Our recording of our environmental accruals often coincides with our completion of a feasibility study or our commitment to a formal plan of action, but generally, we recognize and/or adjust our environmental liabilities following routine reviews of potential environmental issues and claims that could impact our assets or operations.  These adjustments may result in increases in environmental expenses and are primarily related to quarterly reviews of potential environmental issues and resulting environmental liability estimates.
 
These environmental liability adjustments are recorded pursuant to our management’s requirement to recognize contingent environmental liabilities whenever the associated environmental issue is likely to occur and the amount of our liability can be reasonably estimated.  In making these liability estimations, we consider the effect of environmental compliance, pending legal actions against us, and potential third party liability claims.  For more information on our environmental disclosures, see Note 16 to our consolidated financial statements included elsewhere in this report.
 
Legal Matters
 
Many of our operations are regulated by various U.S. and Canadian regulatory bodies and we are subject to litigation and regulatory proceedings as a result of our business operations and transactions.  We utilize both internal and external counsel in evaluating our potential exposure to adverse outcomes from orders, judgments or settlements.  In general, we expense legal costs as incurred; accordingly, to the extent that actual outcomes differ from our estimates, or additional facts and circumstances cause us to revise our estimates, our earnings will be affected.  When we identify specific litigation that is expected to continue for a significant period of time, is reasonably possible to occur, and may require substantial expenditures, we identify a range of possible costs expected to be required to litigate the matter to a conclusion or reach an acceptable settlement.  Generally, if no amount within this range is a better estimate than any other amount, we record a liability equal to the low end of the range.  Any such liability recorded is revised as better information becomes available.
 
As of December 31, 2012, KMP’s most significant ongoing litigation proceedings involved its West Coast Products Pipelines.  Transportation rates charged by certain of these pipeline systems are subject to proceedings at the FERC and the CPUC involving shipper challenges to the pipelines’ interstate and intrastate (California) rates, respectively.  For more information on regulatory proceedings, see Note 16 to our consolidated financial statements included elsewhere in this report.
 
Intangible Assets
 
Intangible assets are those assets which provide future economic benefit but have no physical substance.  Identifiable intangible assets having indefinite useful economic lives, including goodwill, are not subject to regular periodic amortization, and such assets are not to be amortized until their lives are determined to be finite.  Instead, the carrying amount of a recognized intangible asset with an indefinite useful life must be tested for impairment annually or on an interim basis if events or circumstances indicate that the fair value of the asset has decreased below its carrying value.  We evaluate our goodwill for impairment on May 31 of each year.  There were no impairment charges resulting from our May 31, 2012 impairment testing, and no event indicating an impairment has occurred subsequent to that date.  For more information on our goodwill, see Notes 2 and 7 to our consolidated financial statements included elsewhere in this report.
 
Excluding goodwill, our other intangible assets include customer contracts, relationships and agreements, lease value, and technology-based assets.  These intangible assets have definite lives, are being amortized in a systematic and rational manner over their estimated useful lives, and are reported separately as “Other intangibles, net” in our accompanying consolidated balance sheets.  For more information on our amortizable intangibles, see Note 7 to our consolidated financial statements included elsewhere in this report.
 



61

Kinder Morgan, Inc. Form 10-K
Item 7.  Management’s Discussion and Analysis of Financial Condition and Results of Operations (continued)
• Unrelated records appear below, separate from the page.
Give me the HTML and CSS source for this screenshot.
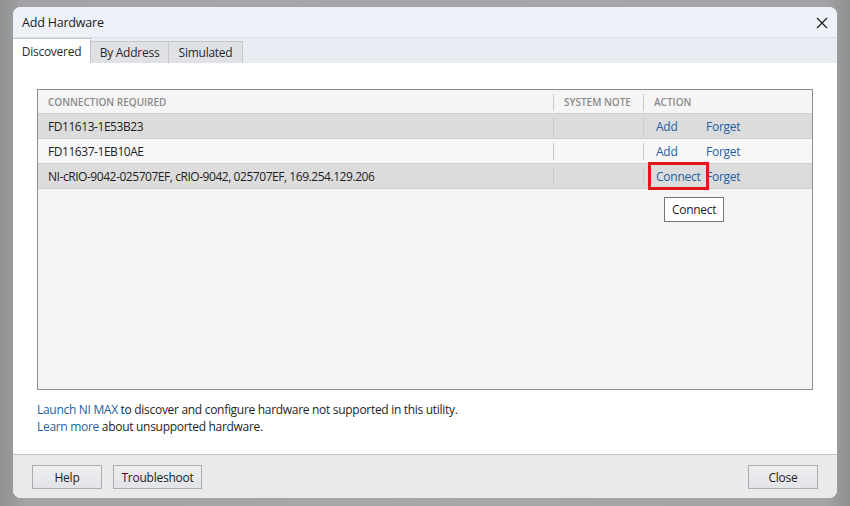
FILE: index.html
```html
<!DOCTYPE html>
<html>
<head>
<meta charset="utf-8">
<link rel="stylesheet" href="styles.css">
</head>
<body>
<div class="window">
  <div class="titlebar">
    <span class="title">Add Hardware</span>
    <svg class="close" width="12" height="12" viewBox="0 0 12 12"><path d="M1 1 L11 11 M11 1 L1 11" stroke="#1a1a1a" stroke-width="1.2" fill="none"/></svg>
  </div>
  <div class="tabs">
    <div class="tab active">Discovered</div>
    <div class="tab">By Address</div>
    <div class="tab">Simulated</div>
  </div>
  <div class="content">
    <div class="table">
      <div class="row head">
        <div class="c1">CONNECTION REQUIRED</div>
        <div class="c2"><span class="sep"></span>SYSTEM NOTE</div>
        <div class="c3"><span class="sep"></span>ACTION</div>
      </div>
      <div class="row dark">
        <div class="c1">FD11613-1E53B23</div>
        <div class="c2"><span class="sep"></span></div>
        <div class="c3"><span class="sep"></span><a class="act first">Add</a><a class="act">Forget</a></div>
      </div>
      <div class="row light">
        <div class="c1">FD11637-1EB10AE</div>
        <div class="c2"><span class="sep"></span></div>
        <div class="c3"><span class="sep"></span><a class="act first">Add</a><a class="act">Forget</a></div>
      </div>
      <div class="row dark">
        <div class="c1">NI-cRIO-9042-025707EF, cRIO-9042, 025707EF, 169.254.129.206</div>
        <div class="c2"><span class="sep"></span></div>
        <div class="c3"><span class="sep"></span><a class="act first">Connect</a><a class="act">Forget</a>
          <span class="highlight"></span>
          <span class="tooltip">Connect</span>
        </div>
      </div>
    </div>
    <div class="notes">
      <div><a class="link">Launch NI MAX</a> to discover and configure hardware not supported in this utility.</div>
      <div><a class="link">Learn more</a> about unsupported hardware.</div>
    </div>
  </div>
  <div class="footer">
    <div class="left">
      <button class="btn w69">Help</button>
      <button class="btn w88">Troubleshoot</button>
    </div>
    <button class="btn w69">Close</button>
  </div>
</div>
</body>
</html>
```
FILE: styles.css
```css
* { box-sizing: border-box; }
html, body { margin: 0; padding: 0; }
body {
  width: 850px;
  height: 506px;
  background: linear-gradient(to right, #8f9091 0%, #a3a4a5 3%, #a6a7a8 50%, #a3a4a5 97%, #8f9091 100%);
  font-family: "Open Sans", "Noto Sans", sans-serif;
  font-size: 12px;
  color: #1e1e1e;
  overflow: hidden;
  padding: 7px 13px 0 13px;
}
.window {
  width: 824px;
  height: 491px;
  background: #fff;
  border-radius: 8px;
  overflow: hidden;
  display: flex;
  flex-direction: column;
}
.titlebar {
  height: 31px;
  background: #eef2f8;
  border-bottom: 1px solid #dadee4;
  display: flex;
  align-items: center;
  justify-content: space-between;
  padding: 0 9px 0 9px;
  flex: none;
}
.title { font-size: 12.5px; color: #1a1a1a; letter-spacing: -0.2px; }
.close { margin-top: 1px; }
.tabs {
  height: 25px;
  background: #e9edf3;
  display: flex;
  align-items: flex-end;
  flex: none;
}
.tab {
  height: 22px;
  padding: 0;
  background: #dfe1e4;
  border: 1px solid #c3c6ca;
  border-bottom: none;
  border-left: none;
  display: flex;
  align-items: center;
  justify-content: center;
  font-size: 12px;
  letter-spacing: -0.25px;
  color: #2a2a2a;
  white-space: nowrap;
}
.tab.active {
  height: 25px;
  background: #fff;
  width: 78px;
}
.tab:nth-child(2) { width: 78px; }
.tab:nth-child(3) { width: 74px; }
.content {
  flex: 1;
  background: #fff;
  padding: 26px 24px 0 24px;
}
.table {
  height: 301px;
  border: 1px solid #8e8e8e;
  background: #f5f5f5;
}
.row {
  height: 25px;
  display: flex;
  align-items: center;
  border-bottom: 1px solid #d0d0d0;
}
.row.head { height: 24px; background: #f5f5f5; font-size: 10px; color: #8a8a8a; font-weight: 600; letter-spacing: 0; padding-top: 1px; }
.row.dark { background: #dcdcdc; }
.row.light { background: #f7f7f7; }
.c1 { width: 515px; padding-left: 10px; white-space: nowrap; letter-spacing: -0.45px; }
.row.head .c1 { letter-spacing: 0; }
.c2 { width: 90px; display: flex; align-items: center; height: 100%; }
.c3 { flex: 1; display: flex; align-items: center; height: 100%; position: relative; }
.sep { width: 1px; height: 17px; background: #c9c9c9; margin-right: 10px; }
.act { color: #1f5f9f; letter-spacing: -0.25px; }
.act.first { display: inline-block; min-width: 47px; margin-right: 3px; margin-left: 2px; }
.highlight {
  position: absolute;
  left: 5px;
  top: -2px;
  width: 61px;
  height: 28px;
  border: 3px solid #e3151f;
}
.tooltip {
  position: absolute;
  left: 21px;
  top: 33px;
  height: 25px;
  padding: 0 7px;
  border: 1px solid #767676;
  background: #fff;
  display: flex;
  align-items: center;
  font-size: 12px;
  letter-spacing: -0.3px;
  color: #1e1e1e;
  white-space: nowrap;
}
.notes { margin-top: 11px; line-height: 17px; letter-spacing: -0.3px; }
.link { color: #1f5f9f; }
.footer {
  flex: none;
  height: 44px;
  background: #e9eaec;
  border-top: 1px solid #c4c4c4;
  display: flex;
  align-items: center;
  justify-content: space-between;
  padding: 0 19px 0 19px;
}
.left { display: flex; gap: 11px; }
.btn {
  height: 24px;
  border: 1px solid #adadad;
  background: linear-gradient(#eceef0, #e2e4e7);
  font-family: "Open Sans", "Noto Sans", sans-serif;
  font-size: 12px;
  letter-spacing: -0.25px;
  color: #1e1e1e;
  padding: 0;
  margin-top: 1px;
}
.w69 { width: 70px; }
.w88 { width: 89px; }
```
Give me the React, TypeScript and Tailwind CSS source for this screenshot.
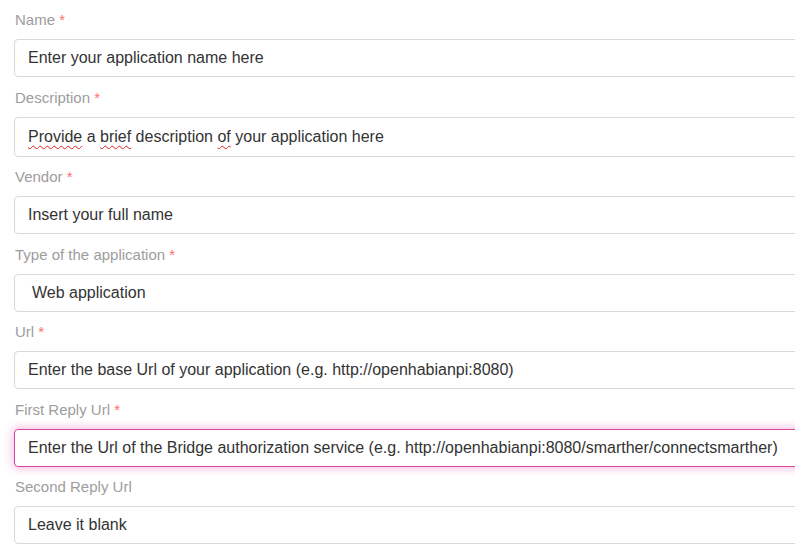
import React from 'react';

type Field = {
  label: string;
  required?: boolean;
  value: React.ReactNode;
  focused?: boolean;
  select?: boolean;
  tall?: boolean;
};

const squiggle = 'underline decoration-wavy decoration-[#e02020] decoration-1 underline-offset-[3px]';

const fields: Field[] = [
  { label: 'Name', required: true, value: 'Enter your application name here' },
  {
    label: 'Description',
    required: true,
    tall: true,
    value: (
      <>
        <span className={squiggle}>Provide</span> a <span className={squiggle}>brief</span> description{' '}
        <span className={squiggle}>of</span> your application here
      </>
    ),
  },
  { label: 'Vendor', required: true, value: 'Insert your full name' },
  { label: 'Type of the application', required: true, value: 'Web application', select: true },
  { label: 'Url', required: true, value: 'Enter the base Url of your application (e.g. http://openhabianpi:8080)' },
  {
    label: 'First Reply Url',
    required: true,
    focused: true,
    value: 'Enter the Url of the Bridge authorization service (e.g. http://openhabianpi:8080/smarther/connectsmarther)',
  },
  { label: 'Second Reply Url', value: 'Leave it blank' },
];

export default function App() {
  return (
    <div className="w-[795px] h-[554px] overflow-hidden bg-white pl-[14px] pt-[10px] font-['Liberation_Sans',Arial,sans-serif]">
      {fields.map((f) => (
        <div key={f.label} className="mb-[10.5px]">
          <div className="h-[20px] leading-[20px] text-[15px] text-[#9d9d9d] pl-[1px] mb-[9px]">
            {f.label}
            {f.required && <span className="text-[#ff6f6f]"> *</span>}
          </div>
          <div
            className={
              'w-[830px] flex items-center rounded-[4px] border bg-white text-[16px] text-[#333] whitespace-nowrap ' +
              (f.tall ? 'h-[40px] ' : 'h-[38px] ') +
              (f.select ? 'pl-[17px] ' : 'pl-[13px] ') +
              (f.focused
                ? 'border-[#d9469f] shadow-[0_0_8px_2px_rgba(235,120,195,0.45)]'
                : 'border-[#d9d9d9]')
            }
          >
            <span>{f.value}</span>
          </div>
        </div>
      ))}
    </div>
  );
}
Estimated Net Recoverable Quantities of Oil and Gas
 
We use the successful efforts method of accounting for our oil and gas producing activities.  The successful efforts method inherently relies on the estimation of proved reserves, both developed and undeveloped.  The existence and the estimated amount of proved reserves affect, among other things, whether certain costs are capitalized or expensed, the amount and timing of costs depleted or amortized into income, and the presentation of supplemental information on oil and gas producing activities.  The expected future cash flows to be generated by oil and gas producing properties used in testing for impairment of such properties also rely in part on estimates of net recoverable quantities of oil and gas.
 
Proved reserves are the estimated quantities of oil and gas that geologic and engineering data demonstrates with reasonable certainty to be recoverable in future years from known reservoirs under existing economic and operating conditions. Estimates of proved reserves may change, either positively or negatively, as additional information becomes available and as contractual, economic and political conditions change.  For more information on our ownership interests in the net quantities of proved oil and gas reserves and our measures of discounted future net cash flows from oil and gas reserves, please see “Supplemental Information on Oil and Gas Activities (Unaudited)” included elsewhere in this report.
 
Hedging Activities
 
We engage in a hedging program that utilizes derivative contracts to mitigate (offset) our exposure to fluctuations in energy commodity prices and to balance our exposure to fixed and variable interest rates, and we believe that these hedges are generally effective in realizing these objectives.  According to the provisions of U.S. generally accepted accounting principles, to be considered effective, changes in the value of a derivative contract or its resulting cash flows must substantially offset changes in the value or cash flows of the item being hedged, and any ineffective portion of the hedge gain or loss and any component excluded from the computation of the effectiveness of the derivative contract must be reported in earnings immediately.
 
Since it is not always possible for us to engage in a hedging transaction that completely mitigates our exposure to unfavorable changes in commodity prices-a perfectly effective hedge-we often enter into hedges that are not completely effective in those instances where we believe to do so would be better than not hedging at all.  But because the part of such hedging transactions that is not effective in offsetting undesired changes in commodity prices (the ineffective portion) is required to be recognized currently in earnings, our financial statements may reflect a gain or loss arising from an exposure to commodity prices for which we are unable to enter into a completely effective hedge.  For example, when we purchase a commodity at one location and sell it at another, we may be unable to hedge completely our exposure to a differential in the price of the product between these two locations; accordingly, our financial statements may reflect some volatility due to these hedges.  For more information on our hedging activities, see Note 13 to our consolidated financial statements included elsewhere in this report.

Employee Benefit Plans
 
We reflect an asset or liability for our pension and other postretirement benefit plans based on their overfunded or underfunded status. As of December 31, 2012, our pension plans were underfunded by $552 million and our other postretirement benefits plans were underfunded by $426 million. Our pension and other postretirement benefit obligations and net benefit costs are primarily based on actuarial calculations. We use various assumptions in performing these calculations, including those related to the return that we expect to earn on our plan assets, the rate at which we expect the compensation of our employees to increase over the plan term, the estimated cost of health care when benefits are provided under our plan and other factors. A significant assumption we utilize is the discount rate used in calculating our benefit obligations. We select our discount rates by matching the timing and amount of our expected future benefit payments for our pension and other postretirement benefit obligations to the average yields of various high-quality bonds with corresponding maturities. The selection of these assumptions is further discussed in Note 9 to our consolidated financial statements included elsewhere in this report.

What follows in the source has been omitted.